* _Written instruction_
Reproduce the listing exactly, with no pictures in your copy.

* _Recorded information_
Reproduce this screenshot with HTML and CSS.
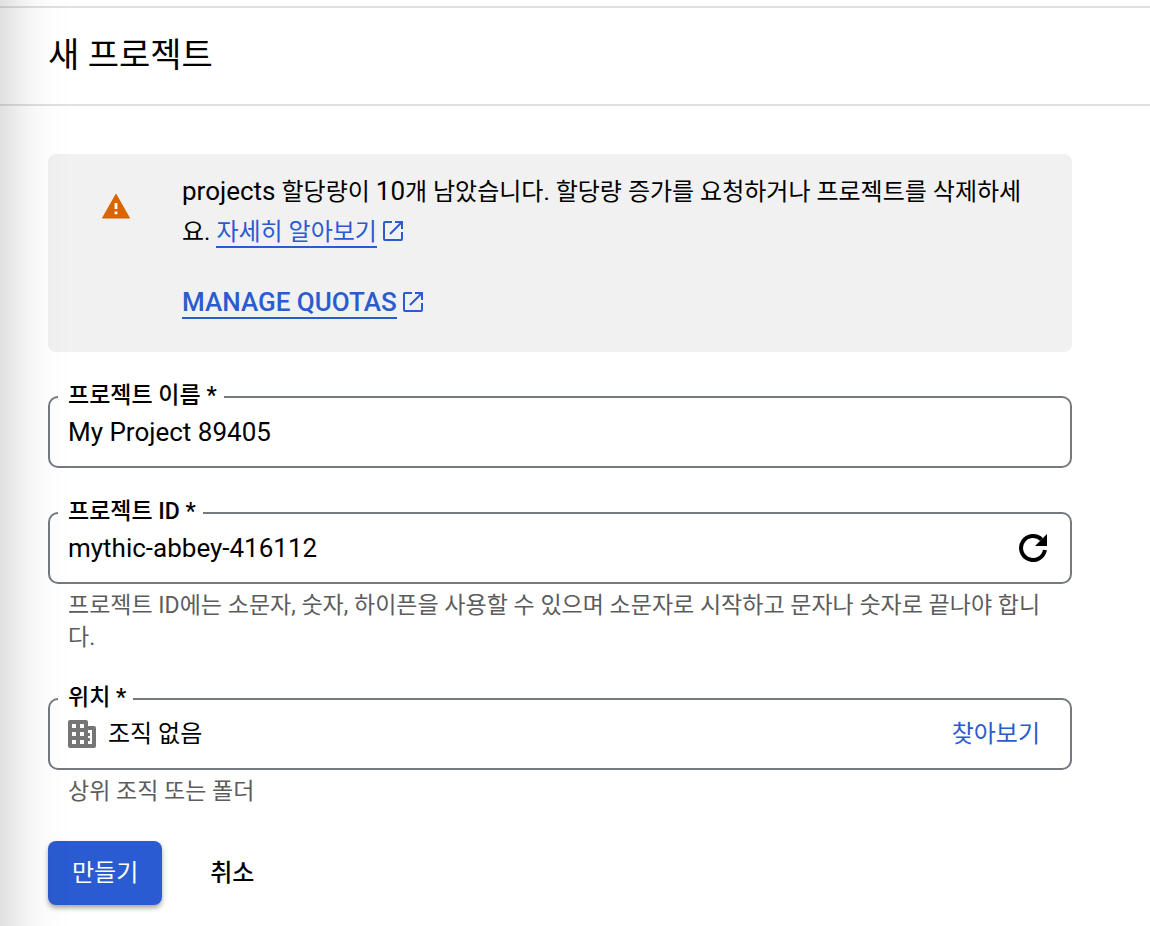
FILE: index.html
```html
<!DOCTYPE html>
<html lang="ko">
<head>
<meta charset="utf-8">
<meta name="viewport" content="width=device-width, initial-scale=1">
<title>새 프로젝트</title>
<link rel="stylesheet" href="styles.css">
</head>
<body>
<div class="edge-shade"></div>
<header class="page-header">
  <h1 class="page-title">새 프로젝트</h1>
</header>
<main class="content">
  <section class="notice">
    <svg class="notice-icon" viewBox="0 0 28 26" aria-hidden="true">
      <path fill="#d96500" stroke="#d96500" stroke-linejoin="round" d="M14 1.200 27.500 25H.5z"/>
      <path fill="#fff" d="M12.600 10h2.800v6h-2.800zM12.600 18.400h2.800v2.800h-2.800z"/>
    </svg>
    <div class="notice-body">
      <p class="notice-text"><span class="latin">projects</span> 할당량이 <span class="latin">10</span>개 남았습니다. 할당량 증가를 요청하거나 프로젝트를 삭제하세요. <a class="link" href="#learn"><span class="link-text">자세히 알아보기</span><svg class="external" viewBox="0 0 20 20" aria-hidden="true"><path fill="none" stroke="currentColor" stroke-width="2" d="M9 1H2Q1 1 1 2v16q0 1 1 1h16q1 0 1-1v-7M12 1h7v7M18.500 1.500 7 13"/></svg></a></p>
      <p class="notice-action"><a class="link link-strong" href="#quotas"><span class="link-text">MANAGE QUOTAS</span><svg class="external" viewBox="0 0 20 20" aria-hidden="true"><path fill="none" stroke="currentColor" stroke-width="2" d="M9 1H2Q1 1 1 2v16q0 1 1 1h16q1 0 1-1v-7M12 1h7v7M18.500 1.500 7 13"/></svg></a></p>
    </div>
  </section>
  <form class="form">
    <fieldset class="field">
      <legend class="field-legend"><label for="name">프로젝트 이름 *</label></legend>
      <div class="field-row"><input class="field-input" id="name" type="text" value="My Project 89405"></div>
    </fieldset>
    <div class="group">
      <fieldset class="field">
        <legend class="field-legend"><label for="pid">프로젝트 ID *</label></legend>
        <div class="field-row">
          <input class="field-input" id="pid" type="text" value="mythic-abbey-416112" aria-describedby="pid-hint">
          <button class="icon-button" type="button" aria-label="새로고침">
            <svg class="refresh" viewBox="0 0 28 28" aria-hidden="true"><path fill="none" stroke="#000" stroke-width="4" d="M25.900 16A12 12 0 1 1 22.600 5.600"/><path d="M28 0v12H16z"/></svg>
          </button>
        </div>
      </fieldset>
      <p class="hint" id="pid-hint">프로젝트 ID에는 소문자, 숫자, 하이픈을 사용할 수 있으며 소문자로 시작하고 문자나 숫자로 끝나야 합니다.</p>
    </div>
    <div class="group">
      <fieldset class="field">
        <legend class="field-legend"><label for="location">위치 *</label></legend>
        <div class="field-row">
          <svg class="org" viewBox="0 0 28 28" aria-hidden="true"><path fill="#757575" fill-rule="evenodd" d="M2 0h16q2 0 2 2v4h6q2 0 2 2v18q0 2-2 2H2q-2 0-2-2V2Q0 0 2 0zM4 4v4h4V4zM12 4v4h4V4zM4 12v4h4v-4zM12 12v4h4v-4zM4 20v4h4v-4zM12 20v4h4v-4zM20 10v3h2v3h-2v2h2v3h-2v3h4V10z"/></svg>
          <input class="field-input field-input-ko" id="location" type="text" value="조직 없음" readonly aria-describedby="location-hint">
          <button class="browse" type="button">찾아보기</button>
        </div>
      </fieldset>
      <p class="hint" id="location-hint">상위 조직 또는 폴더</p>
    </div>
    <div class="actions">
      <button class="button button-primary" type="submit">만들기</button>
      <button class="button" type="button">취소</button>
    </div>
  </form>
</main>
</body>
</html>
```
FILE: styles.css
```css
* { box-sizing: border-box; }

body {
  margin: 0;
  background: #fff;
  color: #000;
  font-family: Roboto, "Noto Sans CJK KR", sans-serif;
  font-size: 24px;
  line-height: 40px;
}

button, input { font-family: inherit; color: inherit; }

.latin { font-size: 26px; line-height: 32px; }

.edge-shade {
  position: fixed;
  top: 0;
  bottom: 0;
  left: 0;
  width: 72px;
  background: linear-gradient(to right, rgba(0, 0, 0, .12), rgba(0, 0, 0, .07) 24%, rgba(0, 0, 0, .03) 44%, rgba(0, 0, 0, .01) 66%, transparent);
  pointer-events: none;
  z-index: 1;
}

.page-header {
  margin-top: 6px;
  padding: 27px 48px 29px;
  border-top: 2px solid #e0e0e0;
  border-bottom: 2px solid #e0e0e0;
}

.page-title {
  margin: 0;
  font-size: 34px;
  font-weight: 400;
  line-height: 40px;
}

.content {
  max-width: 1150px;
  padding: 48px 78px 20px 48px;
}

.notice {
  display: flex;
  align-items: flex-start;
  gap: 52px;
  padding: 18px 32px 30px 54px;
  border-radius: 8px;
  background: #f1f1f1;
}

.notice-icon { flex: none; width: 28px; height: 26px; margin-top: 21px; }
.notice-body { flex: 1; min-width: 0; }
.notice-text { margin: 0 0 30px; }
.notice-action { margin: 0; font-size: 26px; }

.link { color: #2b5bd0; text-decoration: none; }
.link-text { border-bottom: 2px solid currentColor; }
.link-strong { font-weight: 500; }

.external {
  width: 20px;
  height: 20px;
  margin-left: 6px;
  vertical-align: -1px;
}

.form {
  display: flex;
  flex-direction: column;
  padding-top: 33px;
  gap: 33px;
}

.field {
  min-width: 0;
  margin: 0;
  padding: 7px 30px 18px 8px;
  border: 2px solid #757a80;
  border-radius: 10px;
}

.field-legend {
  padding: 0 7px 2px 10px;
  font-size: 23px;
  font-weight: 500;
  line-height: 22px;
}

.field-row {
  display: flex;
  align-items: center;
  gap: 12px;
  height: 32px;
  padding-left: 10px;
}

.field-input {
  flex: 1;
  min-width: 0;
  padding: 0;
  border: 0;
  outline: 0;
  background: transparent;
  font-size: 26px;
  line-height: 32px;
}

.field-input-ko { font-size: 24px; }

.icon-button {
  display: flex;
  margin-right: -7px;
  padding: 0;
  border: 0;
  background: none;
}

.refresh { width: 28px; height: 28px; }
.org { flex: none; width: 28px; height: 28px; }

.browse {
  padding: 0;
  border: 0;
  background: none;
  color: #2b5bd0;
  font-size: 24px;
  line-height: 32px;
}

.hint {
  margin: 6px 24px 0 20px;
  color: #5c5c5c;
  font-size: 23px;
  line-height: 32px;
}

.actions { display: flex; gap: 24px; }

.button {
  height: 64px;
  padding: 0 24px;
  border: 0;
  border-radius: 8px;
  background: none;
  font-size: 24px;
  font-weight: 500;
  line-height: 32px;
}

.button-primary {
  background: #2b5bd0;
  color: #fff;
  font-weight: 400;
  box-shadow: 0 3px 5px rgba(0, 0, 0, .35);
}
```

* _Solved problem_
Reproduce this screenshot with HTML and CSS.
FILE: index.html
```html
<!DOCTYPE html>
<html lang="ko">
<head>
<meta charset="utf-8">
<meta name="viewport" content="width=device-width, initial-scale=1">
<title>새 프로젝트</title>
<link rel="stylesheet" href="styles.css">
</head>
<body>
<div class="edge-shade"></div>
<header class="page-header">
  <h1 class="page-title">새 프로젝트</h1>
</header>
<main class="content">
  <section class="notice">
    <svg class="notice-icon" viewBox="0 0 28 26" aria-hidden="true">
      <path fill="#d96500" stroke="#d96500" stroke-linejoin="round" d="M14 1.200 27.500 25H.5z"/>
      <path fill="#fff" d="M12.600 10h2.800v6h-2.800zM12.600 18.400h2.800v2.800h-2.800z"/>
    </svg>
    <div class="notice-body">
      <p class="notice-text"><span class="latin">projects</span> 할당량이 <span class="latin">10</span>개 남았습니다. 할당량 증가를 요청하거나 프로젝트를 삭제하세요. <a class="link" href="#learn"><span class="link-text">자세히 알아보기</span><svg class="external" viewBox="0 0 20 20" aria-hidden="true"><path fill="none" stroke="currentColor" stroke-width="2" d="M9 1H2Q1 1 1 2v16q0 1 1 1h16q1 0 1-1v-7M12 1h7v7M18.500 1.500 7 13"/></svg></a></p>
      <p class="notice-action"><a class="link link-strong" href="#quotas"><span class="link-text">MANAGE QUOTAS</span><svg class="external" viewBox="0 0 20 20" aria-hidden="true"><path fill="none" stroke="currentColor" stroke-width="2" d="M9 1H2Q1 1 1 2v16q0 1 1 1h16q1 0 1-1v-7M12 1h7v7M18.500 1.500 7 13"/></svg></a></p>
    </div>
  </section>
  <form class="form">
    <fieldset class="field">
      <legend class="field-legend"><label for="name">프로젝트 이름 *</label></legend>
      <div class="field-row"><input class="field-input" id="name" type="text" value="My Project 89405"></div>
    </fieldset>
    <div class="group">
      <fieldset class="field">
        <legend class="field-legend"><label for="pid">프로젝트 ID *</label></legend>
        <div class="field-row">
          <input class="field-input" id="pid" type="text" value="mythic-abbey-416112" aria-describedby="pid-hint">
          <button class="icon-button" type="button" aria-label="새로고침">
            <svg class="refresh" viewBox="0 0 28 28" aria-hidden="true"><path fill="none" stroke="#000" stroke-width="4" d="M25.900 16A12 12 0 1 1 22.600 5.600"/><path d="M28 0v12H16z"/></svg>
          </button>
        </div>
      </fieldset>
      <p class="hint" id="pid-hint">프로젝트 ID에는 소문자, 숫자, 하이픈을 사용할 수 있으며 소문자로 시작하고 문자나 숫자로 끝나야 합니다.</p>
    </div>
    <div class="group">
      <fieldset class="field">
        <legend class="field-legend"><label for="location">위치 *</label></legend>
        <div class="field-row">
          <svg class="org" viewBox="0 0 28 28" aria-hidden="true"><path fill="#757575" fill-rule="evenodd" d="M2 0h16q2 0 2 2v4h6q2 0 2 2v18q0 2-2 2H2q-2 0-2-2V2Q0 0 2 0zM4 4v4h4V4zM12 4v4h4V4zM4 12v4h4v-4zM12 12v4h4v-4zM4 20v4h4v-4zM12 20v4h4v-4zM20 10v3h2v3h-2v2h2v3h-2v3h4V10z"/></svg>
          <input class="field-input field-input-ko" id="location" type="text" value="조직 없음" readonly aria-describedby="location-hint">
          <button class="browse" type="button">찾아보기</button>
        </div>
      </fieldset>
      <p class="hint" id="location-hint">상위 조직 또는 폴더</p>
    </div>
    <div class="actions">
      <button class="button button-primary" type="submit">만들기</button>
      <button class="button" type="button">취소</button>
    </div>
  </form>
</main>
</body>
</html>
```
FILE: styles.css
```css
* { box-sizing: border-box; }

body {
  margin: 0;
  background: #fff;
  color: #000;
  font-family: Roboto, "Noto Sans CJK KR", sans-serif;
  font-size: 24px;
  line-height: 40px;
}

button, input { font-family: inherit; color: inherit; }

.latin { font-size: 26px; line-height: 32px; }

.edge-shade {
  position: fixed;
  top: 0;
  bottom: 0;
  left: 0;
  width: 72px;
  background: linear-gradient(to right, rgba(0, 0, 0, .12), rgba(0, 0, 0, .07) 24%, rgba(0, 0, 0, .03) 44%, rgba(0, 0, 0, .01) 66%, transparent);
  pointer-events: none;
  z-index: 1;
}

.page-header {
  margin-top: 6px;
  padding: 27px 48px 29px;
  border-top: 2px solid #e0e0e0;
  border-bottom: 2px solid #e0e0e0;
}

.page-title {
  margin: 0;
  font-size: 34px;
  font-weight: 400;
  line-height: 40px;
}

.content {
  max-width: 1150px;
  padding: 48px 78px 20px 48px;
}

.notice {
  display: flex;
  align-items: flex-start;
  gap: 52px;
  padding: 18px 32px 30px 54px;
  border-radius: 8px;
  background: #f1f1f1;
}

.notice-icon { flex: none; width: 28px; height: 26px; margin-top: 21px; }
.notice-body { flex: 1; min-width: 0; }
.notice-text { margin: 0 0 30px; }
.notice-action { margin: 0; font-size: 26px; }

.link { color: #2b5bd0; text-decoration: none; }
.link-text { border-bottom: 2px solid currentColor; }
.link-strong { font-weight: 500; }

.external {
  width: 20px;
  height: 20px;
  margin-left: 6px;
  vertical-align: -1px;
}

.form {
  display: flex;
  flex-direction: column;
  padding-top: 33px;
  gap: 33px;
}

.field {
  min-width: 0;
  margin: 0;
  padding: 7px 30px 18px 8px;
  border: 2px solid #757a80;
  border-radius: 10px;
}

.field-legend {
  padding: 0 7px 2px 10px;
  font-size: 23px;
  font-weight: 500;
  line-height: 22px;
}

.field-row {
  display: flex;
  align-items: center;
  gap: 12px;
  height: 32px;
  padding-left: 10px;
}

.field-input {
  flex: 1;
  min-width: 0;
  padding: 0;
  border: 0;
  outline: 0;
  background: transparent;
  font-size: 26px;
  line-height: 32px;
}

.field-input-ko { font-size: 24px; }

.icon-button {
  display: flex;
  margin-right: -7px;
  padding: 0;
  border: 0;
  background: none;
}

.refresh { width: 28px; height: 28px; }
.org { flex: none; width: 28px; height: 28px; }

.browse {
  padding: 0;
  border: 0;
  background: none;
  color: #2b5bd0;
  font-size: 24px;
  line-height: 32px;
}

.hint {
  margin: 6px 24px 0 20px;
  color: #5c5c5c;
  font-size: 23px;
  line-height: 32px;
}

.actions { display: flex; gap: 24px; }

.button {
  height: 64px;
  padding: 0 24px;
  border: 0;
  border-radius: 8px;
  background: none;
  font-size: 24px;
  font-weight: 500;
  line-height: 32px;
}

.button-primary {
  background: #2b5bd0;
  color: #fff;
  font-weight: 400;
  box-shadow: 0 3px 5px rgba(0, 0, 0, .35);
}
```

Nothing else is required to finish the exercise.